━━ MATERIAL PROVIDED
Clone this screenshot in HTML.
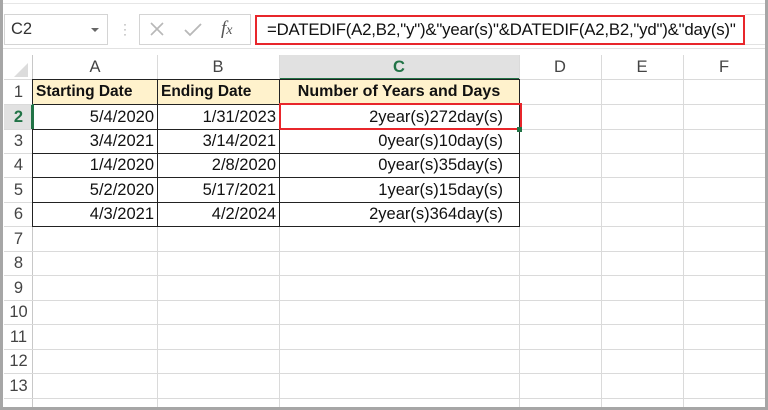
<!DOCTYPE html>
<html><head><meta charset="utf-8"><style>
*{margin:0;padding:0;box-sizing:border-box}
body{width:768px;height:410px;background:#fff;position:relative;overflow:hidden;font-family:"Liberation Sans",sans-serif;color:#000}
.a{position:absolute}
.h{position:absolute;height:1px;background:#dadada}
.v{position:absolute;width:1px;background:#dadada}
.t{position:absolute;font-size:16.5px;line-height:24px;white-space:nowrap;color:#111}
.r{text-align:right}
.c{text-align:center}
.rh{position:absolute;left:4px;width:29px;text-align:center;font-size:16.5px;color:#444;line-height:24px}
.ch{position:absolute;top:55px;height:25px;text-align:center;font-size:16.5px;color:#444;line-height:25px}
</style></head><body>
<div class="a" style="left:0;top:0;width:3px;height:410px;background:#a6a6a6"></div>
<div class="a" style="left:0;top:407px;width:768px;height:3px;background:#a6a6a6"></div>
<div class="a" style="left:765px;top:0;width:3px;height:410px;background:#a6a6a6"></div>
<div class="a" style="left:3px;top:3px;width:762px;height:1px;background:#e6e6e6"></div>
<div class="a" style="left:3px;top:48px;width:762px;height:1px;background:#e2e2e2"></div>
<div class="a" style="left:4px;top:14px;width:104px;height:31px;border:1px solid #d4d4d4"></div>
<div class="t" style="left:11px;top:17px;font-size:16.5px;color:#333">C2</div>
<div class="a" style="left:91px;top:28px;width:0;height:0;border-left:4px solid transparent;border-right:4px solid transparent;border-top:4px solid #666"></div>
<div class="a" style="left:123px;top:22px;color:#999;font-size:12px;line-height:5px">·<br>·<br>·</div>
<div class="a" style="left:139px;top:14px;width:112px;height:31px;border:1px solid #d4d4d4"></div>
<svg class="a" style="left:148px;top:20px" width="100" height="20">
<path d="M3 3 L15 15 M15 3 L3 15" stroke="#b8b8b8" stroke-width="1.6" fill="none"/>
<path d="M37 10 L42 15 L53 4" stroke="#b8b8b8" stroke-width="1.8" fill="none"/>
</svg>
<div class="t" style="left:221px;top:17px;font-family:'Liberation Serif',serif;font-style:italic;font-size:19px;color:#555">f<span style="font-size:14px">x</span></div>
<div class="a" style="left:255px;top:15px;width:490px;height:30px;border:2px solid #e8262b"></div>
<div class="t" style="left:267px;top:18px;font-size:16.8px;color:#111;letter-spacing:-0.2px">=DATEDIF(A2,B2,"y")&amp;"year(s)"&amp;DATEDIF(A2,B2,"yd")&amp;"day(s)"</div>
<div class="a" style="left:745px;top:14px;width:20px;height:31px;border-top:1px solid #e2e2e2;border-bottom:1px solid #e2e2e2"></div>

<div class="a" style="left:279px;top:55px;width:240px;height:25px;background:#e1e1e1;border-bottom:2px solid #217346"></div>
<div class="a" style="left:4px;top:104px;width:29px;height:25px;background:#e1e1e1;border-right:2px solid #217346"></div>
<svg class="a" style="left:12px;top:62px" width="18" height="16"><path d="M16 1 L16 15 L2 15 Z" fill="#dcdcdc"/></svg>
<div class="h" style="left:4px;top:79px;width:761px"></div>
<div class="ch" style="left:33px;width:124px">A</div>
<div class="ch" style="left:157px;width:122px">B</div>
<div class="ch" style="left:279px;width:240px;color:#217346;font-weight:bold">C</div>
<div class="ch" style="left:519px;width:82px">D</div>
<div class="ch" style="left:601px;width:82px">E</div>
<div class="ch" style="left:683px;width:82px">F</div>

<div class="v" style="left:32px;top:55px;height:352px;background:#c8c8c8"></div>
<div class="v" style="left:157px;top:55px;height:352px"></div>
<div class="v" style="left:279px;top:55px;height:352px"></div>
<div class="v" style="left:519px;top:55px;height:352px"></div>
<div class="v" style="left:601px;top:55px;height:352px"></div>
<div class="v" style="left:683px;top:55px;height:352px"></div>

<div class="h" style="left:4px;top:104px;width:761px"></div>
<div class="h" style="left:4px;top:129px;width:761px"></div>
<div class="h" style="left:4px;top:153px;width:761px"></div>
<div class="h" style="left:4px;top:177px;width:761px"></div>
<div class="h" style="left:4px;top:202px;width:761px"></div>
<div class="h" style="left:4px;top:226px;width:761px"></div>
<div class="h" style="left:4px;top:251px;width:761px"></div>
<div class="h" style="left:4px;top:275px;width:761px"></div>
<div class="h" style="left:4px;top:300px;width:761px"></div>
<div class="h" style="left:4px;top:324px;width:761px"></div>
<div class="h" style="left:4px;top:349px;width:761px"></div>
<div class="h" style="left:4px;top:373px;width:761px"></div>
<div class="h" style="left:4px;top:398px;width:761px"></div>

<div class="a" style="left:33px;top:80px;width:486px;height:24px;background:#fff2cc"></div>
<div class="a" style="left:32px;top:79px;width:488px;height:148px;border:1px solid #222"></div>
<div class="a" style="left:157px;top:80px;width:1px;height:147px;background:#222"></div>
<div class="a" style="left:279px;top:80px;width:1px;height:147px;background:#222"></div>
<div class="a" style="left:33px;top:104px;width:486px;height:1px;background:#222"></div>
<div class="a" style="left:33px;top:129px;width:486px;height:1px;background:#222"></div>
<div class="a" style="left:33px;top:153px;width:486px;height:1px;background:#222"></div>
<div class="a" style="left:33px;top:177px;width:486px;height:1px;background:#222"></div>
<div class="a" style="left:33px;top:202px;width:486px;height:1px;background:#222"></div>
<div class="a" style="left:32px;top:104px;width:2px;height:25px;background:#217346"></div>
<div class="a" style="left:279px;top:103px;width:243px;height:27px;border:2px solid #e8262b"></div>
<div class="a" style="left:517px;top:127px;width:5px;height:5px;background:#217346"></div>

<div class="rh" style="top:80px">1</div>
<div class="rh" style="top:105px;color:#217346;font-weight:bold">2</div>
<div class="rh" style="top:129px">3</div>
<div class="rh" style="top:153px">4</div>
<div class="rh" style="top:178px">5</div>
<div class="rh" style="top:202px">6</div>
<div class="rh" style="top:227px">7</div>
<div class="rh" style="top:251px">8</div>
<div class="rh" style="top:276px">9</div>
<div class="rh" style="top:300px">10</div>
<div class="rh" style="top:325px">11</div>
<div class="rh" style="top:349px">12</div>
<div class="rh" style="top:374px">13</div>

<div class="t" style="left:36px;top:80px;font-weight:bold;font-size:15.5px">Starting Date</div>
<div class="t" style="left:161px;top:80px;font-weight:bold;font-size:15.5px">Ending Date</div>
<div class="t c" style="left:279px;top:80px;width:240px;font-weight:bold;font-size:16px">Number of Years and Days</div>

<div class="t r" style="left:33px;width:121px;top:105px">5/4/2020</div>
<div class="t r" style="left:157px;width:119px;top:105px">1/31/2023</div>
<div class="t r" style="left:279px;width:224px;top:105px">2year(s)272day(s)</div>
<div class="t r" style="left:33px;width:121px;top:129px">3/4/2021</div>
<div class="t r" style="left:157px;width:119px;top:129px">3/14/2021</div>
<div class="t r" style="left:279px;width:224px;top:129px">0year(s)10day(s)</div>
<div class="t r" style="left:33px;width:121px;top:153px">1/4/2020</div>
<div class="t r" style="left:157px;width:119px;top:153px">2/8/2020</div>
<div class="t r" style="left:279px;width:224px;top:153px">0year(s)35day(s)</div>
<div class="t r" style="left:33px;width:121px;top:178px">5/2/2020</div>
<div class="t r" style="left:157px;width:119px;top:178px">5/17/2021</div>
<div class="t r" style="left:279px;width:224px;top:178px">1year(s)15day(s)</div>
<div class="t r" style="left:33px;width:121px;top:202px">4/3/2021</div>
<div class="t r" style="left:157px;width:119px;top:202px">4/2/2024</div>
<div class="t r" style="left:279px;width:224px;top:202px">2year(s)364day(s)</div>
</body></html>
━━━━
> [EXERCISE REQUIREMENTS]: Reproduce the material in full, word for word, and omit the pictures.

> [TASK RESULT]:
Clone this screenshot in HTML.
<!DOCTYPE html>
<html><head><meta charset="utf-8"><style>
*{margin:0;padding:0;box-sizing:border-box}
body{width:768px;height:410px;background:#fff;position:relative;overflow:hidden;font-family:"Liberation Sans",sans-serif;color:#000}
.a{position:absolute}
.h{position:absolute;height:1px;background:#dadada}
.v{position:absolute;width:1px;background:#dadada}
.t{position:absolute;font-size:16.5px;line-height:24px;white-space:nowrap;color:#111}
.r{text-align:right}
.c{text-align:center}
.rh{position:absolute;left:4px;width:29px;text-align:center;font-size:16.5px;color:#444;line-height:24px}
.ch{position:absolute;top:55px;height:25px;text-align:center;font-size:16.5px;color:#444;line-height:25px}
</style></head><body>
<div class="a" style="left:0;top:0;width:3px;height:410px;background:#a6a6a6"></div>
<div class="a" style="left:0;top:407px;width:768px;height:3px;background:#a6a6a6"></div>
<div class="a" style="left:765px;top:0;width:3px;height:410px;background:#a6a6a6"></div>
<div class="a" style="left:3px;top:3px;width:762px;height:1px;background:#e6e6e6"></div>
<div class="a" style="left:3px;top:48px;width:762px;height:1px;background:#e2e2e2"></div>
<div class="a" style="left:4px;top:14px;width:104px;height:31px;border:1px solid #d4d4d4"></div>
<div class="t" style="left:11px;top:17px;font-size:16.5px;color:#333">C2</div>
<div class="a" style="left:91px;top:28px;width:0;height:0;border-left:4px solid transparent;border-right:4px solid transparent;border-top:4px solid #666"></div>
<div class="a" style="left:123px;top:22px;color:#999;font-size:12px;line-height:5px">·<br>·<br>·</div>
<div class="a" style="left:139px;top:14px;width:112px;height:31px;border:1px solid #d4d4d4"></div>
<svg class="a" style="left:148px;top:20px" width="100" height="20">
<path d="M3 3 L15 15 M15 3 L3 15" stroke="#b8b8b8" stroke-width="1.6" fill="none"/>
<path d="M37 10 L42 15 L53 4" stroke="#b8b8b8" stroke-width="1.8" fill="none"/>
</svg>
<div class="t" style="left:221px;top:17px;font-family:'Liberation Serif',serif;font-style:italic;font-size:19px;color:#555">f<span style="font-size:14px">x</span></div>
<div class="a" style="left:255px;top:15px;width:490px;height:30px;border:2px solid #e8262b"></div>
<div class="t" style="left:267px;top:18px;font-size:16.8px;color:#111;letter-spacing:-0.2px">=DATEDIF(A2,B2,"y")&amp;"year(s)"&amp;DATEDIF(A2,B2,"yd")&amp;"day(s)"</div>
<div class="a" style="left:745px;top:14px;width:20px;height:31px;border-top:1px solid #e2e2e2;border-bottom:1px solid #e2e2e2"></div>

<div class="a" style="left:279px;top:55px;width:240px;height:25px;background:#e1e1e1;border-bottom:2px solid #217346"></div>
<div class="a" style="left:4px;top:104px;width:29px;height:25px;background:#e1e1e1;border-right:2px solid #217346"></div>
<svg class="a" style="left:12px;top:62px" width="18" height="16"><path d="M16 1 L16 15 L2 15 Z" fill="#dcdcdc"/></svg>
<div class="h" style="left:4px;top:79px;width:761px"></div>
<div class="ch" style="left:33px;width:124px">A</div>
<div class="ch" style="left:157px;width:122px">B</div>
<div class="ch" style="left:279px;width:240px;color:#217346;font-weight:bold">C</div>
<div class="ch" style="left:519px;width:82px">D</div>
<div class="ch" style="left:601px;width:82px">E</div>
<div class="ch" style="left:683px;width:82px">F</div>

<div class="v" style="left:32px;top:55px;height:352px;background:#c8c8c8"></div>
<div class="v" style="left:157px;top:55px;height:352px"></div>
<div class="v" style="left:279px;top:55px;height:352px"></div>
<div class="v" style="left:519px;top:55px;height:352px"></div>
<div class="v" style="left:601px;top:55px;height:352px"></div>
<div class="v" style="left:683px;top:55px;height:352px"></div>

<div class="h" style="left:4px;top:104px;width:761px"></div>
<div class="h" style="left:4px;top:129px;width:761px"></div>
<div class="h" style="left:4px;top:153px;width:761px"></div>
<div class="h" style="left:4px;top:177px;width:761px"></div>
<div class="h" style="left:4px;top:202px;width:761px"></div>
<div class="h" style="left:4px;top:226px;width:761px"></div>
<div class="h" style="left:4px;top:251px;width:761px"></div>
<div class="h" style="left:4px;top:275px;width:761px"></div>
<div class="h" style="left:4px;top:300px;width:761px"></div>
<div class="h" style="left:4px;top:324px;width:761px"></div>
<div class="h" style="left:4px;top:349px;width:761px"></div>
<div class="h" style="left:4px;top:373px;width:761px"></div>
<div class="h" style="left:4px;top:398px;width:761px"></div>

<div class="a" style="left:33px;top:80px;width:486px;height:24px;background:#fff2cc"></div>
<div class="a" style="left:32px;top:79px;width:488px;height:148px;border:1px solid #222"></div>
<div class="a" style="left:157px;top:80px;width:1px;height:147px;background:#222"></div>
<div class="a" style="left:279px;top:80px;width:1px;height:147px;background:#222"></div>
<div class="a" style="left:33px;top:104px;width:486px;height:1px;background:#222"></div>
<div class="a" style="left:33px;top:129px;width:486px;height:1px;background:#222"></div>
<div class="a" style="left:33px;top:153px;width:486px;height:1px;background:#222"></div>
<div class="a" style="left:33px;top:177px;width:486px;height:1px;background:#222"></div>
<div class="a" style="left:33px;top:202px;width:486px;height:1px;background:#222"></div>
<div class="a" style="left:32px;top:104px;width:2px;height:25px;background:#217346"></div>
<div class="a" style="left:279px;top:103px;width:243px;height:27px;border:2px solid #e8262b"></div>
<div class="a" style="left:517px;top:127px;width:5px;height:5px;background:#217346"></div>

<div class="rh" style="top:80px">1</div>
<div class="rh" style="top:105px;color:#217346;font-weight:bold">2</div>
<div class="rh" style="top:129px">3</div>
<div class="rh" style="top:153px">4</div>
<div class="rh" style="top:178px">5</div>
<div class="rh" style="top:202px">6</div>
<div class="rh" style="top:227px">7</div>
<div class="rh" style="top:251px">8</div>
<div class="rh" style="top:276px">9</div>
<div class="rh" style="top:300px">10</div>
<div class="rh" style="top:325px">11</div>
<div class="rh" style="top:349px">12</div>
<div class="rh" style="top:374px">13</div>

<div class="t" style="left:36px;top:80px;font-weight:bold;font-size:15.5px">Starting Date</div>
<div class="t" style="left:161px;top:80px;font-weight:bold;font-size:15.5px">Ending Date</div>
<div class="t c" style="left:279px;top:80px;width:240px;font-weight:bold;font-size:16px">Number of Years and Days</div>

<div class="t r" style="left:33px;width:121px;top:105px">5/4/2020</div>
<div class="t r" style="left:157px;width:119px;top:105px">1/31/2023</div>
<div class="t r" style="left:279px;width:224px;top:105px">2year(s)272day(s)</div>
<div class="t r" style="left:33px;width:121px;top:129px">3/4/2021</div>
<div class="t r" style="left:157px;width:119px;top:129px">3/14/2021</div>
<div class="t r" style="left:279px;width:224px;top:129px">0year(s)10day(s)</div>
<div class="t r" style="left:33px;width:121px;top:153px">1/4/2020</div>
<div class="t r" style="left:157px;width:119px;top:153px">2/8/2020</div>
<div class="t r" style="left:279px;width:224px;top:153px">0year(s)35day(s)</div>
<div class="t r" style="left:33px;width:121px;top:178px">5/2/2020</div>
<div class="t r" style="left:157px;width:119px;top:178px">5/17/2021</div>
<div class="t r" style="left:279px;width:224px;top:178px">1year(s)15day(s)</div>
<div class="t r" style="left:33px;width:121px;top:202px">4/3/2021</div>
<div class="t r" style="left:157px;width:119px;top:202px">4/2/2024</div>
<div class="t r" style="left:279px;width:224px;top:202px">2year(s)364day(s)</div>
</body></html>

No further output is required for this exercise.